§ Description of the task: Copy every line of the data that contains the string "table".

-- Start Data block --

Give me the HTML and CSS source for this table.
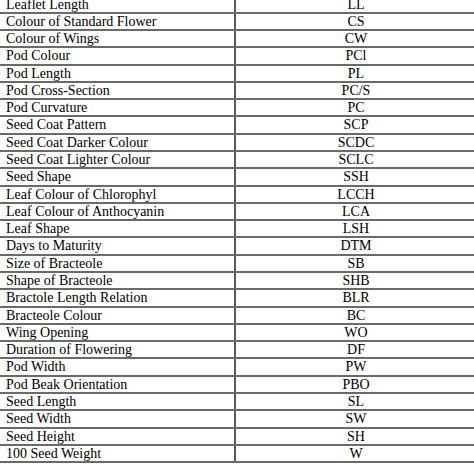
FILE: index.html
```html
<!DOCTYPE html>
<html>
<head>
<meta charset="utf-8">
<link rel="stylesheet" href="styles.css">
</head>
<body>
<div class="frame">
<div class="table">
<div class="row"><div class="name">Leaflet Length</div><div class="code">LL</div></div>
<div class="row"><div class="name">Colour of Standard Flower</div><div class="code">CS</div></div>
<div class="row"><div class="name">Colour of Wings</div><div class="code">CW</div></div>
<div class="row"><div class="name">Pod Colour</div><div class="code">PCl</div></div>
<div class="row"><div class="name">Pod Length</div><div class="code">PL</div></div>
<div class="row"><div class="name">Pod Cross-Section</div><div class="code">PC/S</div></div>
<div class="row"><div class="name">Pod Curvature</div><div class="code">PC</div></div>
<div class="row"><div class="name">Seed Coat Pattern</div><div class="code">SCP</div></div>
<div class="row"><div class="name">Seed Coat Darker Colour</div><div class="code">SCDC</div></div>
<div class="row"><div class="name">Seed Coat Lighter Colour</div><div class="code">SCLC</div></div>
<div class="row"><div class="name">Seed Shape</div><div class="code">SSH</div></div>
<div class="row"><div class="name">Leaf Colour of Chlorophyl</div><div class="code">LCCH</div></div>
<div class="row"><div class="name">Leaf Colour of Anthocyanin</div><div class="code">LCA</div></div>
<div class="row"><div class="name">Leaf Shape</div><div class="code">LSH</div></div>
<div class="row"><div class="name">Days to Maturity</div><div class="code">DTM</div></div>
<div class="row"><div class="name">Size of Bracteole</div><div class="code">SB</div></div>
<div class="row"><div class="name">Shape of Bracteole</div><div class="code">SHB</div></div>
<div class="row"><div class="name">Bractole Length Relation</div><div class="code">BLR</div></div>
<div class="row"><div class="name">Bracteole Colour</div><div class="code">BC</div></div>
<div class="row"><div class="name">Wing Opening</div><div class="code">WO</div></div>
<div class="row"><div class="name">Duration of Flowering</div><div class="code">DF</div></div>
<div class="row"><div class="name">Pod Width</div><div class="code">PW</div></div>
<div class="row"><div class="name">Pod Beak Orientation</div><div class="code">PBO</div></div>
<div class="row"><div class="name">Seed Length</div><div class="code">SL</div></div>
<div class="row"><div class="name">Seed Width</div><div class="code">SW</div></div>
<div class="row"><div class="name">Seed Height</div><div class="code">SH</div></div>
<div class="row"><div class="name">100 Seed Weight</div><div class="code">W</div></div>
</div>
</div>
</body>
</html>
```
FILE: styles.css
```css
html, body {
  margin: 0;
  padding: 0;
  background: #fff;
}
.frame {
  width: 474px;
  height: 474px;
  overflow: hidden;
}
.table {
  margin-top: -3.5px;
  font-family: "Liberation Serif", "Times New Roman", serif;
  font-size: 14px;
  color: #000;
}
.row {
  display: grid;
  grid-template-columns: 236px 240px;
  height: 17.29px;
  box-sizing: border-box;
  border-bottom: 2px solid #6a6a6a;
}
.name {
  padding-left: 6px;
  line-height: 15.3px;
  white-space: nowrap;
  border-right: 2px solid #5a5a5a;
}
.code {
  text-align: center;
  line-height: 15.3px;
  white-space: nowrap;
}
```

-- End Data block --

§ Result below:
Give me the HTML and CSS source for this table.
<div class="table">
.table {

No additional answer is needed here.